--- begin ---

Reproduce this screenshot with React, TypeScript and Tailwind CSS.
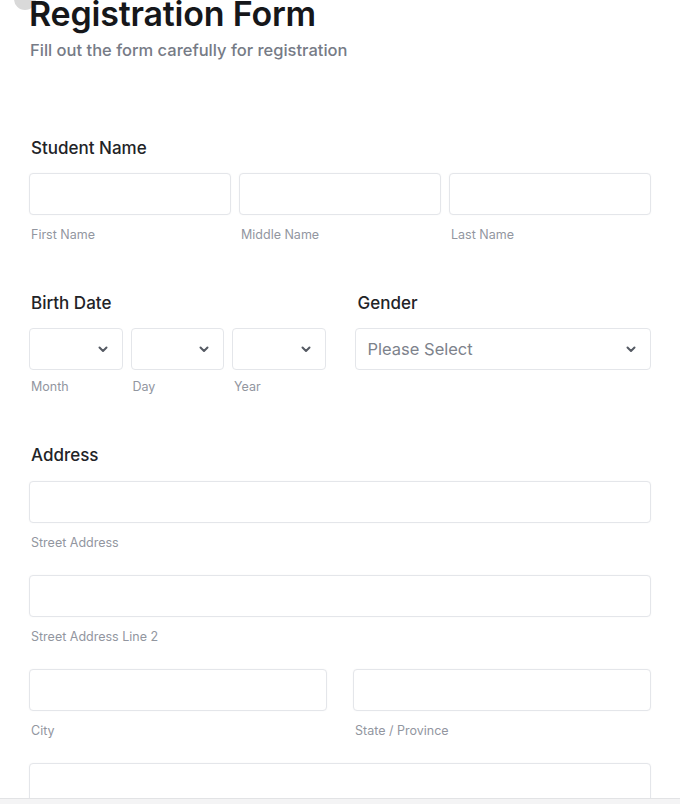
import React from "react";

const Chevron = () => (
  <svg width="10" height="7" viewBox="0 0 10 7" className="shrink-0">
    <polyline points="1.5,1.5 5,5 8.5,1.5" fill="none" stroke="#555a63" strokeWidth="2" strokeLinecap="round" strokeLinejoin="round" />
  </svg>
);

const Box = ({ className = "" }: { className?: string }) => (
  <div className={`h-[42px] rounded-[4px] border border-[#e4e6ea] bg-white shadow-[0_0_2px_rgba(0,0,0,0.04)] ${className}`} />
);

const Select = ({ text }: { text?: string }) => (
  <div className="flex h-[42px] items-center justify-between rounded-[4px] border border-[#e4e6ea] bg-white pl-[12px] pr-[14px]">
    <span className="text-[16.5px] text-[#7d828b]">{text ?? ""}</span>
    <Chevron />
  </div>
);

const Sub = ({ children, className = "" }: { children: React.ReactNode; className?: string }) => (
  <div className={`text-[12.5px] leading-[16px] text-[#92969f] ${className}`}>{children}</div>
);

const Label = ({ children, className = "" }: { children: React.ReactNode; className?: string }) => (
  <div className={`text-[17px] font-medium leading-[24px] text-[#222327] ${className}`}>{children}</div>
);

export default function App() {
  return (
    <div
      className="relative flex h-[804px] w-[680px] flex-col overflow-hidden bg-white"
      style={{ fontFamily: "Inter, 'Noto Sans', sans-serif" }}
    >
      <div className="absolute left-[14px] top-[-12px] h-[22px] w-[22px] rounded-full bg-[#d9d9d9]" />
      <div className="relative flex-1 overflow-hidden px-[29px]">
        <h1 className="-mt-[6px] text-[34px] font-semibold leading-[40px] tracking-[-0.2px] text-[#16171a]">
          Registration Form
        </h1>
        <p className="mt-[6px] pl-[1px] text-[16.5px] font-medium leading-[20px] text-[#767b86]">
          Fill out the form carefully for registration
        </p>

        <Label className="mt-[76px] pl-[2px]">Student Name</Label>
        <div className="mt-[13px] grid grid-cols-3 gap-[8px]">
          <div>
            <Box />
            <Sub className="mt-[12px] pl-[2px]">First Name</Sub>
          </div>
          <div>
            <Box />
            <Sub className="mt-[12px] pl-[2px]">Middle Name</Sub>
          </div>
          <div>
            <Box />
            <Sub className="mt-[12px] pl-[2px]">Last Name</Sub>
          </div>
        </div>

        <div className="mt-[48px] grid grid-cols-2 gap-[29px]">
          <div>
            <Label className="pl-[2px]">Birth Date</Label>
            <div className="mt-[13px] grid grid-cols-3 gap-[8px]">
              <div>
                <Select />
                <Sub className="mt-[9px] pl-[2px]">Month</Sub>
              </div>
              <div>
                <Select />
                <Sub className="mt-[9px] pl-[2px]">Day</Sub>
              </div>
              <div>
                <Select />
                <Sub className="mt-[9px] pl-[2px]">Year</Sub>
              </div>
            </div>
          </div>
          <div>
            <Label className="pl-[3px]">Gender</Label>
            <div className="mt-[13px]">
              <Select text="Please Select" />
            </div>
          </div>
        </div>

        <Label className="mt-[48px] pl-[2px]">Address</Label>
        <Box className="mt-[14px] h-[41px]" />
        <Sub className="mt-[12px] pl-[2px]">Street Address</Sub>
        <Box className="mt-[24px] h-[41px]" />
        <Sub className="mt-[12px] pl-[2px]">Street Address Line 2</Sub>
        <div className="mt-[24px] grid grid-cols-2 gap-[26px]">
          <div>
            <Box />
            <Sub className="mt-[12px] pl-[2px]">City</Sub>
          </div>
          <div>
            <Box />
            <Sub className="mt-[12px] pl-[2px]">State / Province</Sub>
          </div>
        </div>
        <Box className="mt-[24px]" />
      </div>
      <div className="h-[6px] shrink-0 border-t border-[#e2e3e5] bg-[#f4f4f5]" />
    </div>
  );
}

--- end ---

▸ **TASK DETAILS**: Transcribe the material exactly, and leave out whatever pictures it holds.

▸ **SOLUTION BELOW**:
Reproduce this screenshot with React, TypeScript and Tailwind CSS.
import React from "react";

const Chevron = () => (
  <svg width="10" height="7" viewBox="0 0 10 7" className="shrink-0">
    <polyline points="1.5,1.5 5,5 8.5,1.5" fill="none" stroke="#555a63" strokeWidth="2" strokeLinecap="round" strokeLinejoin="round" />
  </svg>
);

const Box = ({ className = "" }: { className?: string }) => (
  <div className={`h-[42px] rounded-[4px] border border-[#e4e6ea] bg-white shadow-[0_0_2px_rgba(0,0,0,0.04)] ${className}`} />
);

const Select = ({ text }: { text?: string }) => (
  <div className="flex h-[42px] items-center justify-between rounded-[4px] border border-[#e4e6ea] bg-white pl-[12px] pr-[14px]">
    <span className="text-[16.5px] text-[#7d828b]">{text ?? ""}</span>
    <Chevron />
  </div>
);

const Sub = ({ children, className = "" }: { children: React.ReactNode; className?: string }) => (
  <div className={`text-[12.5px] leading-[16px] text-[#92969f] ${className}`}>{children}</div>
);

const Label = ({ children, className = "" }: { children: React.ReactNode; className?: string }) => (
  <div className={`text-[17px] font-medium leading-[24px] text-[#222327] ${className}`}>{children}</div>
);

export default function App() {
  return (
    <div
      className="relative flex h-[804px] w-[680px] flex-col overflow-hidden bg-white"
      style={{ fontFamily: "Inter, 'Noto Sans', sans-serif" }}
    >
      <div className="absolute left-[14px] top-[-12px] h-[22px] w-[22px] rounded-full bg-[#d9d9d9]" />
      <div className="relative flex-1 overflow-hidden px-[29px]">
        <h1 className="-mt-[6px] text-[34px] font-semibold leading-[40px] tracking-[-0.2px] text-[#16171a]">
          Registration Form
        </h1>
        <p className="mt-[6px] pl-[1px] text-[16.5px] font-medium leading-[20px] text-[#767b86]">
          Fill out the form carefully for registration
        </p>

        <Label className="mt-[76px] pl-[2px]">Student Name</Label>
        <div className="mt-[13px] grid grid-cols-3 gap-[8px]">
          <div>
            <Box />
            <Sub className="mt-[12px] pl-[2px]">First Name</Sub>
          </div>
          <div>
            <Box />
            <Sub className="mt-[12px] pl-[2px]">Middle Name</Sub>
          </div>
          <div>
            <Box />
            <Sub className="mt-[12px] pl-[2px]">Last Name</Sub>
          </div>
        </div>

        <div className="mt-[48px] grid grid-cols-2 gap-[29px]">
          <div>
            <Label className="pl-[2px]">Birth Date</Label>
            <div className="mt-[13px] grid grid-cols-3 gap-[8px]">
              <div>
                <Select />
                <Sub className="mt-[9px] pl-[2px]">Month</Sub>
              </div>
              <div>
                <Select />
                <Sub className="mt-[9px] pl-[2px]">Day</Sub>
              </div>
              <div>
                <Select />
                <Sub className="mt-[9px] pl-[2px]">Year</Sub>
              </div>
            </div>
          </div>
          <div>
            <Label className="pl-[3px]">Gender</Label>
            <div className="mt-[13px]">
              <Select text="Please Select" />
            </div>
          </div>
        </div>

        <Label className="mt-[48px] pl-[2px]">Address</Label>
        <Box className="mt-[14px] h-[41px]" />
        <Sub className="mt-[12px] pl-[2px]">Street Address</Sub>
        <Box className="mt-[24px] h-[41px]" />
        <Sub className="mt-[12px] pl-[2px]">Street Address Line 2</Sub>
        <div className="mt-[24px] grid grid-cols-2 gap-[26px]">
          <div>
            <Box />
            <Sub className="mt-[12px] pl-[2px]">City</Sub>
          </div>
          <div>
            <Box />
            <Sub className="mt-[12px] pl-[2px]">State / Province</Sub>
          </div>
        </div>
        <Box className="mt-[24px]" />
      </div>
      <div className="h-[6px] shrink-0 border-t border-[#e2e3e5] bg-[#f4f4f5]" />
    </div>
  );
}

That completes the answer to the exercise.